Der aktive Geist, oder wie man ihn im Osten nennt, Affengeist, ist es einfach nicht gewohnt mal nichts zu tun. Einfach mal nur zu sein. Das Aktive füttert sich durch die Aktivität. Das Ruhende durch die Ruhe.
Der Philosoph, Günter Figal, spricht von der Muße, die er folgendermaßen beschreibt: Erfülltes Tun in Freiheit und Gelassenheit.
Im gegenwärtigen Moment, im Sein, können sich Kreativität und neue Ideen entfalten. Intuitionen und Glück sind hier zu Hause.
Auch in der Meditation bzw. im Achtsamkeitstraining kann ein Leistungsdenken vorhanden sein. Es gilt wie so meist, den goldenen Mittelweg zu finden.
In meinen angeleiteten Meditationen erwähne ich oft den Satz: Es gibt nicht zu erreichen und nichts zu tun. Es gilt einfach nur da zu sein. So manche Teilnehmer berichten, dass ihnen dieser Satz sehr gut tut. Er gibt ihnen die Erlaubnis mal einfach nur zu sein. Keine To-do Liste, kein Chef, der was will und kein Familienmitglied, das sich was wünscht. Und auch kein schlechtes Gewissen in uns, dass uns sagt, wir sitzen nur nutzlos da.

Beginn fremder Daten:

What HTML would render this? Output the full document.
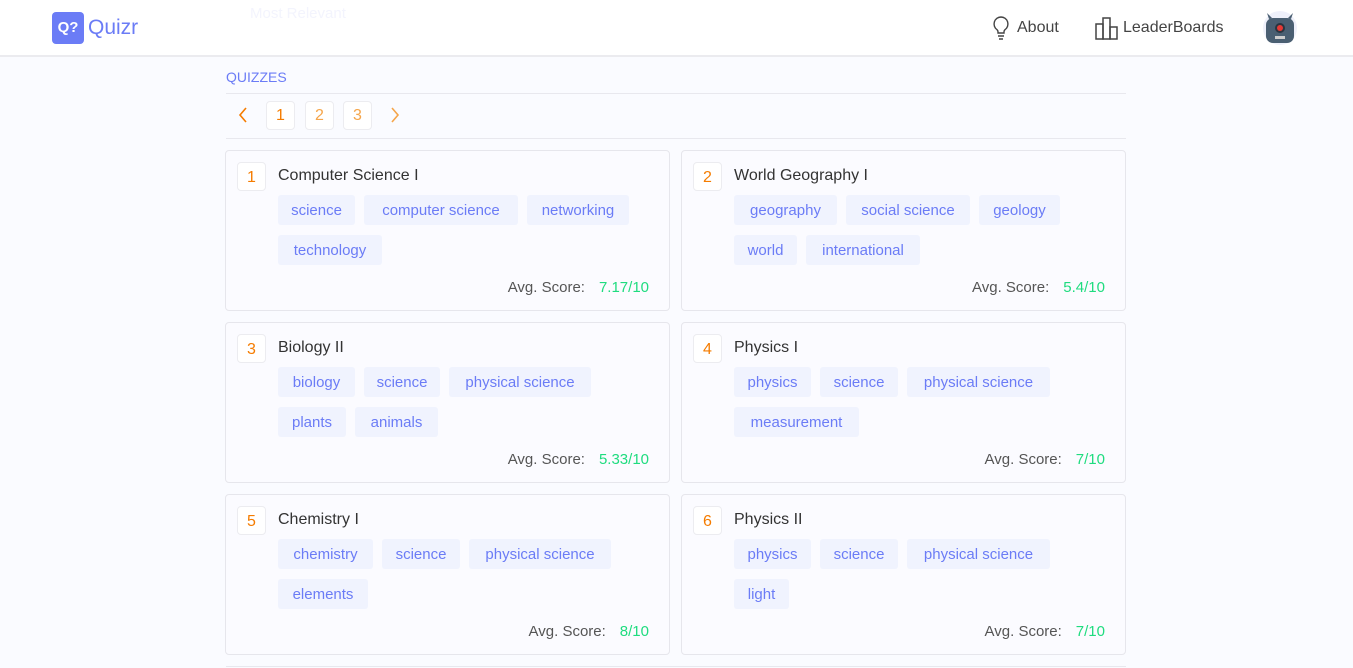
<!DOCTYPE html>
<html><head><meta charset="utf-8">
<style>
*{box-sizing:border-box;margin:0;padding:0}
body{width:1353px;height:668px;overflow:hidden;background:#fafbff;font-family:"Liberation Sans",sans-serif;position:relative}
.hdr{position:absolute;left:0;top:0;width:1353px;height:57px;background:#fff;border-bottom:2px solid #ebebef}
.logo{position:absolute;left:52px;top:12px;width:32px;height:32px;background:#6b7cf6;border-radius:4px;color:#fff;font-weight:bold;font-size:15px;text-align:center;line-height:32px}
.brand{position:absolute;left:88px;top:16px;font-size:21px;color:#6b7cf6}
.ghost{position:absolute;left:250px;top:5px;font-size:15px;color:#f3f4fd}
.nav{position:absolute;top:19px;font-size:16px;color:#444}
.title{position:absolute;left:226px;top:69px;font-size:14px;color:#6b7cf6}
.line{position:absolute;left:226px;width:900px;height:1px;background:#e8e8ee}
.pg{position:absolute;top:101px;width:29px;height:29px;border:1px solid #ececf0;border-radius:4px;background:#fff;color:#f5a54a;text-align:center;line-height:28px;font-size:16px}
.card{position:absolute;width:445px;height:161px;background:#fbfbff;border:1px solid #e6e6ec;border-radius:4px}
.num{position:absolute;left:11px;top:11px;width:29px;height:29px;background:#fff;border:1px solid #ececf0;border-radius:4px;color:#f57c00;text-align:center;line-height:29px;font-size:16px}
.ct{position:absolute;left:52px;top:16px;font-size:16px;color:#333}
.tags{position:absolute;left:52px;top:44px;width:360px;font-size:0}
.tag{display:inline-block;height:30px;line-height:31px;background:#f0f3fe;color:#6b7cf6;font-size:15px;text-align:center;border-radius:3px;margin:0 9px 10px 0;vertical-align:top;white-space:nowrap}
.sc{position:absolute;right:20px;top:128px;font-size:15px;color:#555}
.sc b{font-weight:normal;color:#1fdc7f;margin-left:14px}
</style></head><body>
<div class="hdr">
<div class="logo">Q?</div>
<div class="brand">Quizr</div>
<div class="ghost">Most Relevant</div>
<svg style="position:absolute;left:991px;top:15px" width="20" height="26" viewBox="0 0 20 26" fill="none" stroke="#444" stroke-width="1.4"><path d="M10 2a7 7 0 0 0-4 12.7c.7.6 1 1.4 1 2.3v1h6v-1c0-.9.3-1.7 1-2.3A7 7 0 0 0 10 2z"/><path d="M7 21h6M8 24h4"/></svg>
<div class="nav" style="left:1017px">About</div>
<svg style="position:absolute;left:1095px;top:16px" width="24" height="24" viewBox="0 0 24 24" fill="none" stroke="#444" stroke-width="1.5"><rect x="1" y="8" width="7" height="15"/><rect x="8" y="2" width="7" height="21"/><rect x="15" y="11" width="7" height="12"/></svg>
<div class="nav" style="left:1123px">LeaderBoards</div>
<svg style="position:absolute;left:1263px;top:11px" width="34" height="34" viewBox="0 0 34 34"><circle cx="17" cy="17" r="17" fill="#eef0fa"/><rect x="3" y="7" width="28" height="25" rx="7" fill="#4a5f72"/><path d="M6 8l-2-6 5 5M28 8l2-6-5 5" fill="#4a5f72"/><circle cx="17" cy="17" r="5" fill="#2b3540"/><circle cx="17" cy="17" r="3" fill="#e53935"/><rect x="12" y="25" width="10" height="3" fill="#ccc"/></svg>
</div>
<div class="title">QUIZZES</div>
<div class="line" style="top:93px"></div>
<svg style="position:absolute;left:236px;top:106px" width="14" height="18" viewBox="0 0 14 18"><path d="M10 2L4 9l6 7" stroke="#f57c00" stroke-width="1.6" fill="none"/></svg>
<div class="pg" style="left:266px;color:#f57c00">1</div>
<div class="pg" style="left:305px">2</div>
<div class="pg" style="left:343px">3</div>
<svg style="position:absolute;left:388px;top:106px" width="14" height="18" viewBox="0 0 14 18"><path d="M4 2l6 7-6 7" stroke="#f5a54a" stroke-width="1.6" fill="none"/></svg>
<div class="line" style="top:138px"></div>

<div class="card" style="left:225px;top:150px"><div class="num">1</div><div class="ct">Computer Science I</div>
<div class="tags"><span class="tag" style="width:77px">science</span><span class="tag" style="width:154px">computer science</span><span class="tag" style="width:102px">networking</span><span class="tag" style="width:104px">technology</span></div>
<div class="sc">Avg. Score:<b>7.17/10</b></div></div>

<div class="card" style="left:681px;top:150px"><div class="num">2</div><div class="ct">World Geography I</div>
<div class="tags"><span class="tag" style="width:103px">geography</span><span class="tag" style="width:124px">social science</span><span class="tag" style="width:81px">geology</span><span class="tag" style="width:63px">world</span><span class="tag" style="width:114px">international</span></div>
<div class="sc">Avg. Score:<b>5.4/10</b></div></div>

<div class="card" style="left:225px;top:322px"><div class="num">3</div><div class="ct">Biology II</div>
<div class="tags"><span class="tag" style="width:77px">biology</span><span class="tag" style="width:76px">science</span><span class="tag" style="width:142px">physical science</span><span class="tag" style="width:68px">plants</span><span class="tag" style="width:83px">animals</span></div>
<div class="sc">Avg. Score:<b>5.33/10</b></div></div>

<div class="card" style="left:681px;top:322px"><div class="num">4</div><div class="ct">Physics I</div>
<div class="tags"><span class="tag" style="width:77px">physics</span><span class="tag" style="width:78px">science</span><span class="tag" style="width:143px">physical science</span><span class="tag" style="width:125px">measurement</span></div>
<div class="sc">Avg. Score:<b>7/10</b></div></div>

<div class="card" style="left:225px;top:494px"><div class="num">5</div><div class="ct">Chemistry I</div>
<div class="tags"><span class="tag" style="width:95px">chemistry</span><span class="tag" style="width:78px">science</span><span class="tag" style="width:142px">physical science</span><span class="tag" style="width:90px">elements</span></div>
<div class="sc">Avg. Score:<b>8/10</b></div></div>

<div class="card" style="left:681px;top:494px"><div class="num">6</div><div class="ct">Physics II</div>
<div class="tags"><span class="tag" style="width:77px">physics</span><span class="tag" style="width:78px">science</span><span class="tag" style="width:143px">physical science</span><span class="tag" style="width:55px">light</span></div>
<div class="sc">Avg. Score:<b>7/10</b></div></div>

<div class="line" style="top:666px"></div>
</body></html>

Können wir uns auch mal erlauben etwas zu machen, das einfach zweckfrei ist? Nicht gebunden an ein Ergebnis und an ein Ziel? So ist die Einladung, mal unter der Woche etwas Zweckfreies zu tun. Augenblicke bei der Arbeit und in der Freizeit bewusst wahrnehmen. Sich mal in der Pause hinsetzen, das Handy oder die Zeitung weglassen und nichts tun. Einen Spaziergang zu nehmen und die Schritte beim Gehen wahrnehmen.

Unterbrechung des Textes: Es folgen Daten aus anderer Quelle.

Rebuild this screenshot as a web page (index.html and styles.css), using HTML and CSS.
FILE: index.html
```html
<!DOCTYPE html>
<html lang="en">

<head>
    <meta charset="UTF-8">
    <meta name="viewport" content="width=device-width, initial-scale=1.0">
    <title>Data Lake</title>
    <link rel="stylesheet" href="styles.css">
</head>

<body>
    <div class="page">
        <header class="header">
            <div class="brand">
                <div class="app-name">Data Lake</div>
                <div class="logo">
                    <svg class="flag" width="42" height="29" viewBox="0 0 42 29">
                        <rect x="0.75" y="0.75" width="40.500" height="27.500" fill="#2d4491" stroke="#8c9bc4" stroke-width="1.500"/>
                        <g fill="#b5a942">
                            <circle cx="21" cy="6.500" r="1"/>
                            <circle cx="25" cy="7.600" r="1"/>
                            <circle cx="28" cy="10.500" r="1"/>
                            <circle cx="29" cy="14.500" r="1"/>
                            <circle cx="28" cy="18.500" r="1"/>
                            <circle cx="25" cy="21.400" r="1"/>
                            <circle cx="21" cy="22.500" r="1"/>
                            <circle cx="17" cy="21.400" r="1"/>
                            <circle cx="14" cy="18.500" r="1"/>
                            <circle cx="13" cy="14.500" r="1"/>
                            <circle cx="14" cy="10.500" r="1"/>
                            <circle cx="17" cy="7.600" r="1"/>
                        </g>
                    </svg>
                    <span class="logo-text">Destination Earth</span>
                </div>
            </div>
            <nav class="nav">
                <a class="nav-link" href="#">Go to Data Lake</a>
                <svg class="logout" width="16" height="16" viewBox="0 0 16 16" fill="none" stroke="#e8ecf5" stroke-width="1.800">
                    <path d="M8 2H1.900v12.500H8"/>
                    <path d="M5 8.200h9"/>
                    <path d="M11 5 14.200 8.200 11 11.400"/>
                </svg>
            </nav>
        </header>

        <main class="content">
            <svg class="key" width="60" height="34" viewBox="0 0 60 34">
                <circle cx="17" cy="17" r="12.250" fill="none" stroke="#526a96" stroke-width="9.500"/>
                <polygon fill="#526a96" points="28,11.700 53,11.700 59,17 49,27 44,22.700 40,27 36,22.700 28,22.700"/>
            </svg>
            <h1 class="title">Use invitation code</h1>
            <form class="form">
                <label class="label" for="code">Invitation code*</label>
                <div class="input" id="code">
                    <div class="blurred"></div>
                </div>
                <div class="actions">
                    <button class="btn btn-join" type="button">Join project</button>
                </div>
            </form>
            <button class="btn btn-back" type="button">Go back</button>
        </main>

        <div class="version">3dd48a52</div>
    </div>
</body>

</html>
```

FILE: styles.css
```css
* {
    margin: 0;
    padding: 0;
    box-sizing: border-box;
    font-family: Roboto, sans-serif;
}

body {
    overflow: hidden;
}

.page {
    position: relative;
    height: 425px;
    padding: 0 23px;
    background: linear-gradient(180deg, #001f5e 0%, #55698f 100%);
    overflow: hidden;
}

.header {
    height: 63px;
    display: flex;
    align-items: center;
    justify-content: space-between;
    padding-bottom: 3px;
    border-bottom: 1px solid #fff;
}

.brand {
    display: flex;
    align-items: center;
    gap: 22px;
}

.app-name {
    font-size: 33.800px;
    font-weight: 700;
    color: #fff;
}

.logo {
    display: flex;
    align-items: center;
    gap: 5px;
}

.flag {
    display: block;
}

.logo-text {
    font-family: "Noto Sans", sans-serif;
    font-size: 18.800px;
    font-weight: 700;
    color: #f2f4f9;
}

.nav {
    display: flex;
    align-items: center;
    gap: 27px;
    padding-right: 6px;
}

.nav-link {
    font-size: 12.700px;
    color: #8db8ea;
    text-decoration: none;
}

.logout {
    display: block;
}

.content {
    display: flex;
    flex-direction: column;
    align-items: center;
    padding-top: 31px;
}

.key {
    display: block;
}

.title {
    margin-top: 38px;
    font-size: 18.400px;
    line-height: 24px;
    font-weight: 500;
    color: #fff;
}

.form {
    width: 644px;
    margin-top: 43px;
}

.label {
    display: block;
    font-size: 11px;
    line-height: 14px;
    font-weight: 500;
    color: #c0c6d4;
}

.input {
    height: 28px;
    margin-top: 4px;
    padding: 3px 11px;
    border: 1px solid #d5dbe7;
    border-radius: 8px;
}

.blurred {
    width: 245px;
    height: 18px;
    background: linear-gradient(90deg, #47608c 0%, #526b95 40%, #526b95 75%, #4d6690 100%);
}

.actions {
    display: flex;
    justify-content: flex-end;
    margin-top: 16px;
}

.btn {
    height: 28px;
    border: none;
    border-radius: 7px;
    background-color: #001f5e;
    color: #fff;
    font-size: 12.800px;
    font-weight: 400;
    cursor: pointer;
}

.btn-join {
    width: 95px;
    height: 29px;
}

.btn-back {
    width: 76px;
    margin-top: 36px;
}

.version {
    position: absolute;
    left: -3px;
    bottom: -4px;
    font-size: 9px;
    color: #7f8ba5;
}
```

Der Seinszustand muss sich nicht nur in der Inaktivität bemerkbar machen. Bekannt ist das sogenannte Flowerlebnis. In diesem Zustand bin ich wie der Tänzer, der des Tanzes willen tanzt. Hier sind die Zweckorientierung und das Denken an die Vergangenheit und die Zukunft nicht vorhanden. Widerstände und Zwänge aufgelöst. Zumindest für diesen Augenblick.
Nicht mit allem müssen wir im Einklang sein und nicht immer können wir im Sein, sein. Probleme, Widerstände, unangenehm Menschen kenne ich auch. Ich sollte ihnen aber nicht die Macht über mein Denken und Fühlen überlassen. Wir haben in unserem Leben oft mehr Möglichkeiten und Einfluss als wir denken. Das zu erkennen, gehört auch zur Achtsamkeit.

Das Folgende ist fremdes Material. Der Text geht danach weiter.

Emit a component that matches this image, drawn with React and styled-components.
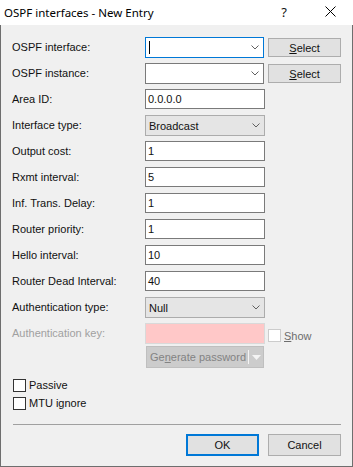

Hier die Einladung, dass jeder Einzelne sich mal fragt, was ist mir im Leben wirklich wichtig ist? Was tut meinem Geist, meiner Seele und meinem Körper gut? All die Übungen, die wir in der Praxis der Achtsamkeit kennenlernen, zielen darauf ab, auf den unterschiedlichen Ebenen bewusster zu werden. Dabei geht es immer um den Alltag. Nicht um eine Ideologie, ein Verharren im Erleuchtungszustand, einem wellnessartigen Sitzen auf dem Meditationskissen. Wie mein Lehrer, Willigis Jäger, es mal formulierte: Jeder spirituelle Weg, der nicht in den Alltag führt, ist ein Irrweg“. Die Praxis möchte nicht nur die Symptome, sondern tiefere Ursachen und Zusammenhänge erkennen lassen. Die Übung ist recht einfach, dennoch nicht leicht. Der erste Schritt ist das Erkennen, der zweite ist das Zulassen, der dritte das Einlassen und der letzte das Loslassen. Dieses Loslassen ist dann kein aktiver Prozess. Das ist eher, durch die Schritte davor, ein transformierender passiver Prozess. Es ist das Annehmen, dessen, was ist.